For the beginning of the five-year period:
Initial Cash Wage = Initial Real Wage × Initial CPI.
For the end of the five-year period:
Final Cash Wage = Final Real Wage × Final CPI.
From Step 3, we know Final Cash Wage = 1.08 × Initial Cash Wage.
From Step 4, we know Final Real Wage = 0.93 × Initial Real Wage.
Now, substitute these into the equation for the end of the period:
(1.08 × Initial Cash Wage) = (0.93 × Initial Real Wage) × Final CPI.
Next, we can substitute 'Initial Cash Wage' with 'Initial Real Wage × Initial CPI' (from the initial relationship) into the equation above:
1.08 × (Initial Real Wage × Initial CPI) = 0.93 × Initial Real Wage × Final CPI.
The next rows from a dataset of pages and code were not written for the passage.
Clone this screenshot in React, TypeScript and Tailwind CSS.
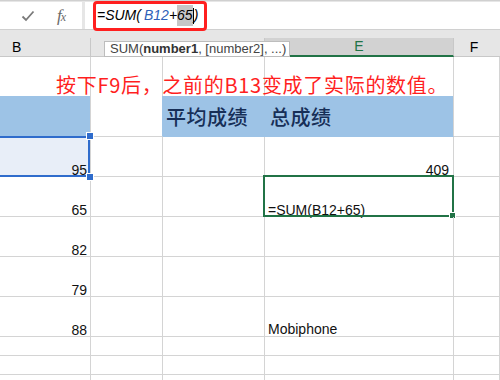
import React from 'react';

const line = 'border-[#d4d4d4]';
const widths = ['w-[91px]', 'w-[72px]', 'w-[102px]', 'w-[189px]', 'flex-1'];
const cjk = "font-['Noto_Sans_CJK_SC',sans-serif]";

function Cell({ i, className = '', children }: { i: number; className?: string; children?: React.ReactNode }) {
  return <div className={`${widths[i]} shrink-0 border-r border-b ${className}`}>{children}</div>;
}

function NumRow({ value, e }: { value?: string; e?: React.ReactNode }) {
  return (
    <div className="flex h-[40px]">
      <Cell i={0} className={`${line} flex items-end justify-end pr-[3px] text-[14px] leading-[12px] text-[#111]`}>{value}</Cell>
      <Cell i={1} className={line} />
      <Cell i={2} className={line} />
      <Cell i={3} className={`${line} relative`}>{e}</Cell>
      <Cell i={4} className={line} />
    </div>
  );
}

function ThinRow({ h }: { h: string }) {
  return (
    <div className={`flex ${h}`}>
      {[0, 1, 2, 3, 4].map(i => (
        <Cell key={i} i={i} className={line} />
      ))}
    </div>
  );
}

export default function App() {
  return (
    <div className="w-[500px] h-[380px] overflow-hidden bg-white font-['Liberation_Sans',Arial,sans-serif] text-black">
      {/* formula bar */}
      <div className="h-[30px] bg-[#e6e6e6] border-t border-[#d0d0d0] pt-[1px] flex border-b">
        <div className="w-[82px] h-[27px] bg-white flex items-center">
          <svg width="14" height="12" viewBox="0 0 14 12" className="ml-[21px]">
            <path d="M1.5 6.5 L5 10 L12.5 1.5" fill="none" stroke="#7a7a7a" strokeWidth="1.8" />
          </svg>
          <span className="ml-[22px] text-[17px] italic text-[#6a6a6a] font-['Liberation_Serif',serif] tracking-[-1px]">
            f<span className="text-[12px]">x</span>
          </span>
        </div>
        <div className="ml-[3px] flex-1 h-[27px] bg-white relative flex items-center">
          <div className="ml-[12px] text-[14px] italic flex items-center">
            <span>=SUM(</span>
            <span className="ml-[3px] text-[#2e5fb8]">B12</span>
            <span>+</span>
            <span className="bg-[#c6c6c6]">65</span>
            <span className="w-[1px] h-[16px] bg-black" />
            <span>)</span>
          </div>
          <div className="absolute left-[8px] top-[-1px] w-[114px] h-[30px] border-[3px] border-[#ff1f1f] rounded-[4px]" />
        </div>
      </div>

      {/* column headers */}
      <div className="h-[8px] bg-[#e6e6e6]" />
      <div className="flex h-[19px] bg-[#e6e6e6] text-[14px]">
        <Cell i={0} className="border-[#c8c8c8] flex items-center pl-[12px]">B</Cell>
        <Cell i={1} className="border-[#c8c8c8] border-r-transparent" />
        <Cell i={2} className="border-[#c8c8c8]" />
        <Cell i={3} className="border-[#c8c8c8] bg-[#d2d2d2] border-b-2 border-b-[#217346] flex items-center justify-center text-[#217346]">
          E
        </Cell>
        <Cell i={4} className="border-[#c8c8c8] border-r-0 flex items-center justify-center pr-[6px]">F</Cell>
      </div>

      {/* annotation row */}
      <div className="flex h-[39px] relative">
        {[0, 1, 2, 3, 4].map(i => (
          <div key={i} className={`${widths[i]} shrink-0 border-r ${line}`} />
        ))}
        <div className={`absolute left-[56px] top-[17px] text-[20px] leading-[22px] tracking-[0.7px] text-[#ff1f1f] whitespace-nowrap ${cjk}`}>
          按下F9后，之前的B13变成了实际的数值。
        </div>
        <div className="absolute left-[104px] top-[-16px] w-[186px] h-[16px] bg-white border border-[#bdbdbd] text-[13px] leading-[14px] text-[#444] pl-[5px] font-['Liberation_Sans',sans-serif] whitespace-nowrap">
          SUM(<b className="text-[#333]">number1</b>, [number2], ...)
        </div>
      </div>

      {/* blue header row */}
      <div className={`flex h-[41px] text-[20px] font-medium tracking-[0.5px] text-[#172f57] ${cjk}`}>
        <Cell i={0} className="bg-[#9dc3e6] border-[#9dc3e6] border-r-[#d4d4d4]" />
        <Cell i={1} className={`${line} border-r-[#9dc3e6]`} />
        <Cell i={2} className="bg-[#9dc3e6] border-[#9dc3e6] flex items-center pl-[3px] pt-[1px]">平均成绩</Cell>
        <Cell i={3} className="bg-[#9dc3e6] border-[#9dc3e6] border-r-[#d4d4d4] flex items-center pl-[5px] pt-[1px]">总成绩</Cell>
        <Cell i={4} className={line} />
      </div>

      {/* row with selected B cell */}
      <div className="flex h-[40px]">
        <Cell i={0} className={`${line} relative bg-[#e8eef8] flex items-end justify-end pr-[3px] text-[14px] leading-[12px] text-[#111]`}>
          95
          <div className="absolute top-[-1px] left-0 right-0 bottom-[-1px] border-2 border-l-0 border-[#2f6ccc]" />
          <div className="absolute top-[-4px] right-[-3px] w-[6px] h-[6px] bg-[#2f6ccc] outline outline-1 outline-white" />
          <div className="absolute bottom-[-4px] right-[-3px] w-[6px] h-[6px] bg-[#2f6ccc] outline outline-1 outline-white" />
        </Cell>
        <Cell i={1} className={line} />
        <Cell i={2} className={line} />
        <Cell i={3} className={`${line} flex items-end justify-end pr-[4px] text-[14px] leading-[12px] text-[#111]`}>409</Cell>
        <Cell i={4} className={line} />
      </div>

      <NumRow
        value="65"
        e={
          <>
            <div className="absolute inset-0 flex items-end pl-[3px] text-[14px] leading-[12px] text-[#111]">=SUM(B12+65)</div>
            <div className="absolute top-[-2px] left-[-2px] right-[-1px] bottom-[-1px] border-2 border-[#217346]" />
            <div className="absolute bottom-[-2px] right-[-2px] w-[5px] h-[5px] bg-[#217346] outline outline-1 outline-white" />
          </>
        }
      />
      <NumRow value="82" />
      <NumRow value="79" />
      <NumRow
        value="88"
        e={<div className="absolute inset-0 flex items-end pl-[3px] pb-[1px] text-[14px] leading-[12px] text-[#111]">Mobiphone</div>}
      />
      <ThinRow h="h-[19px]" />
      <ThinRow h="h-[19px]" />
      <ThinRow h="h-[19px]" />
    </div>
  );
}
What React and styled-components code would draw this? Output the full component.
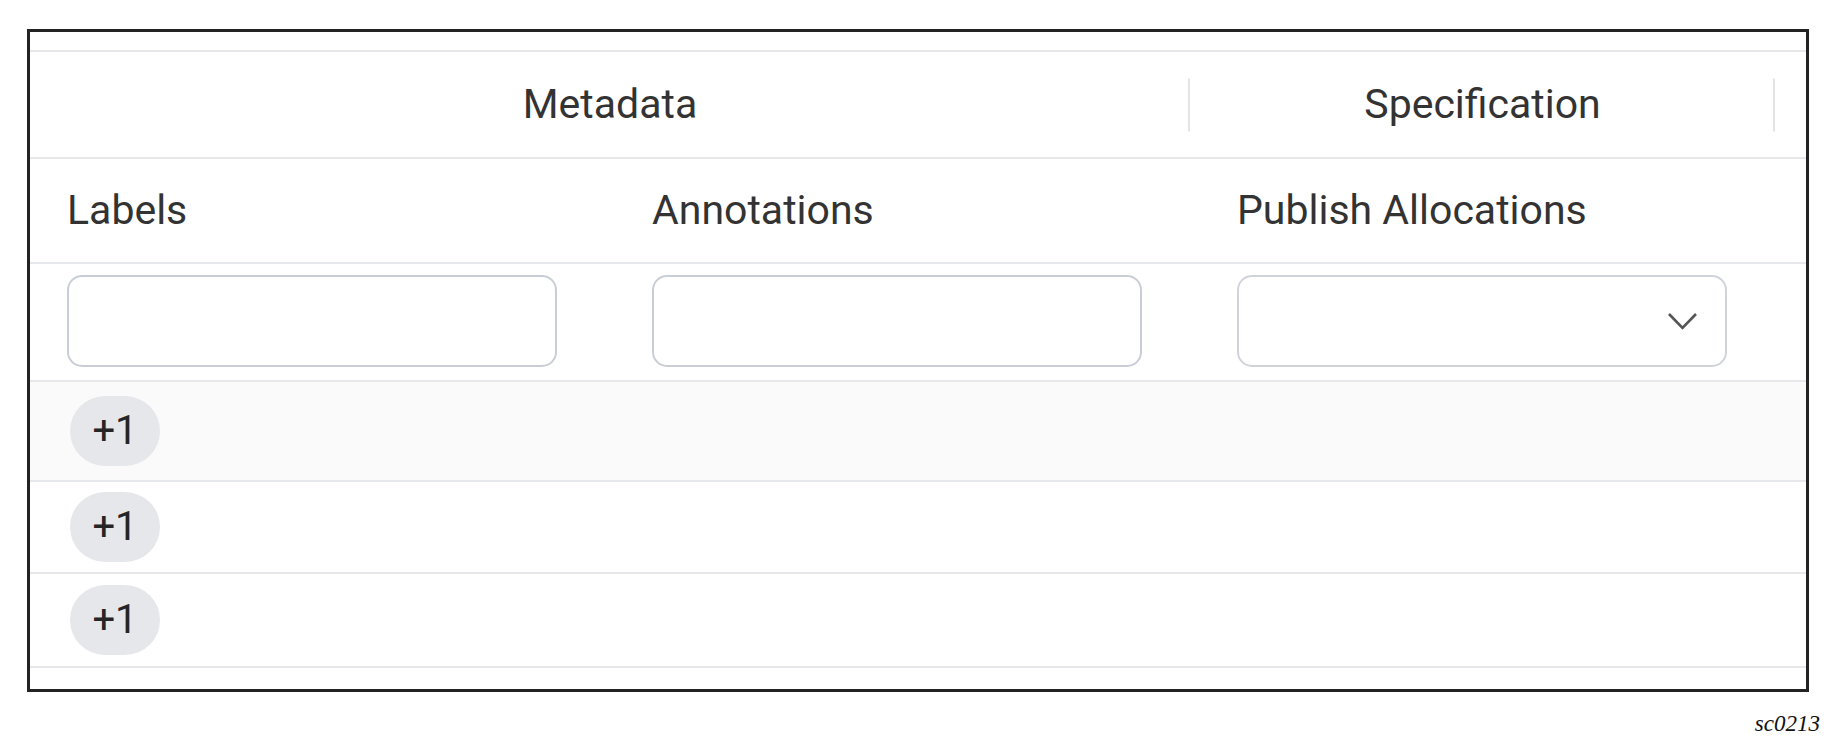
import React from 'react'
import styled, { createGlobalStyle } from 'styled-components'

const GlobalStyle = createGlobalStyle`
  html, body {
    margin: 0;
    padding: 0;
    background: #ffffff;
  }
  body {
    font-family: Roboto, "Noto Sans", sans-serif;
    color: #333333;
  }
`

const Frame = styled.div`
  margin: 29px 0 0 27px;
  width: 1782px;
  box-sizing: border-box;
  border: 3px solid #232323;
  background: #ffffff;
  padding: 18px 0 21px;
`

const HeaderRow = styled.div`
  display: grid;
  grid-template-columns: 1160px 585px 1fr;
  height: 105px;
  border-top: 2px solid #e6e8eb;
`

const HeaderCell = styled.div`
  position: relative;
  display: flex;
  align-items: center;
  justify-content: center;
  font-size: 41px;
  line-height: 1;
  color: #333333;

  &::after {
    content: '';
    display: ${(p) => (p.$divider ? 'block' : 'none')};
    position: absolute;
    right: 0;
    top: 50%;
    width: 2px;
    height: 53px;
    transform: translateY(-50%);
    background: #e4e4e4;
  }
`

const Row = styled.div`
  display: grid;
  grid-template-columns: 585px 585px 585px 1fr;
  height: ${(p) => p.$h}px;
  border-top: 2px solid #e6e8eb;
  border-bottom: ${(p) => (p.$last ? '2px solid #e6e8eb' : 'none')};
  background: ${(p) => (p.$shaded ? '#fafafa' : '#ffffff')};
`

const Cell = styled.div`
  display: flex;
  align-items: center;
  padding-left: 37px;
  font-size: 41px;
  line-height: 1;
  color: #333333;
`

const TextInput = styled.div`
  box-sizing: border-box;
  width: 490px;
  height: 92px;
  margin-top: -2px;
  border: 2px solid #c9ced6;
  border-radius: 15px;
  background: #ffffff;
`

const SelectBox = styled(TextInput)`
  display: flex;
  align-items: center;
  justify-content: flex-end;
  padding-right: 27px;
  border-color: #d0d4da;
`

const Badge = styled.span`
  display: inline-flex;
  align-items: center;
  justify-content: center;
  margin-left: 3px;
  width: 90px;
  height: 70px;
  border-radius: 35px;
  background: #e5e7eb;
  color: #252525;
  font-size: 40px;
  line-height: 1;
`

const Caption = styled.div`
  width: 1820px;
  margin-top: 19px;
  text-align: right;
  font-family: "Liberation Serif", "Times New Roman", serif;
  font-style: italic;
  font-size: 23px;
  line-height: 26px;
  color: #111111;
`

const Chevron = () => (
  <svg width="31" height="19" viewBox="0 0 31 19" fill="none">
    <polyline points="2,2 15.5,16 29,2" stroke="#555555" strokeWidth="2.6" />
  </svg>
)

const rows = [
  { h: 98, shaded: true },
  { h: 90 },
  { h: 92, last: true },
]

export default function App() {
  return (
    <>
      <GlobalStyle />
      <Frame>
        <HeaderRow>
          <HeaderCell $divider>Metadata</HeaderCell>
          <HeaderCell $divider>Specification</HeaderCell>
          <HeaderCell />
        </HeaderRow>
        <Row $h={103}>
          <Cell>Labels</Cell>
          <Cell>Annotations</Cell>
          <Cell>Publish Allocations</Cell>
          <Cell />
        </Row>
        <Row $h={116}>
          <Cell>
            <TextInput />
          </Cell>
          <Cell>
            <TextInput />
          </Cell>
          <Cell>
            <SelectBox>
              <Chevron />
            </SelectBox>
          </Cell>
          <Cell />
        </Row>
        {rows.map((r, i) => (
          <Row key={i} $h={r.h} $shaded={r.shaded} $last={r.last}>
            <Cell>
              <Badge>+1</Badge>
            </Cell>
            <Cell />
            <Cell />
            <Cell />
          </Row>
        ))}
      </Frame>
      <Caption>sc0213</Caption>
    </>
  )
}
**step6** Solving for the CPI ratio

In the equation from Step 5, we have 'Initial Real Wage' on both sides. Since the initial real wage is not zero, we can divide both sides by 'Initial Real Wage'. This simplifies the equation to:
1.08 × Initial CPI = 0.93 × Final CPI.
To find out the percentage increase in CPI, we first need to find the ratio of Final CPI to Initial CPI. We can rearrange the equation to get this ratio:
Final CPI / Initial CPI = 1.08 / 0.93.
To make the calculation easier, we can remove the decimals by multiplying both the numerator and the denominator by 100:
Final CPI / Initial CPI = 108 / 93.
We can simplify this fraction by dividing both numbers by their greatest common divisor, which is 3:
108 ÷ 3 = 36
93 ÷ 3 = 31
So, Final CPI / Initial CPI = 36 / 31.

**step7** Calculating the percentage increase in CPI

The ratio 36/31 means that if the Initial CPI was 31 parts, the Final CPI became 36 parts.
The increase in CPI is the difference between the final and initial parts:
Increase in CPI = 36 parts - 31 parts = 5 parts.
To find the percentage increase, we divide the increase by the initial amount and multiply by 100:
Percentage increase in CPI = (Increase in CPI / Initial CPI) × 100%
Percentage increase in CPI = (5 / 31) × 100%.
Now, we perform the calculation:
5 ÷ 31 is approximately 0.16129.
0.16129 × 100% = 16.129%.
Rounding to two decimal places, the CPI increased by approximately 16.13%.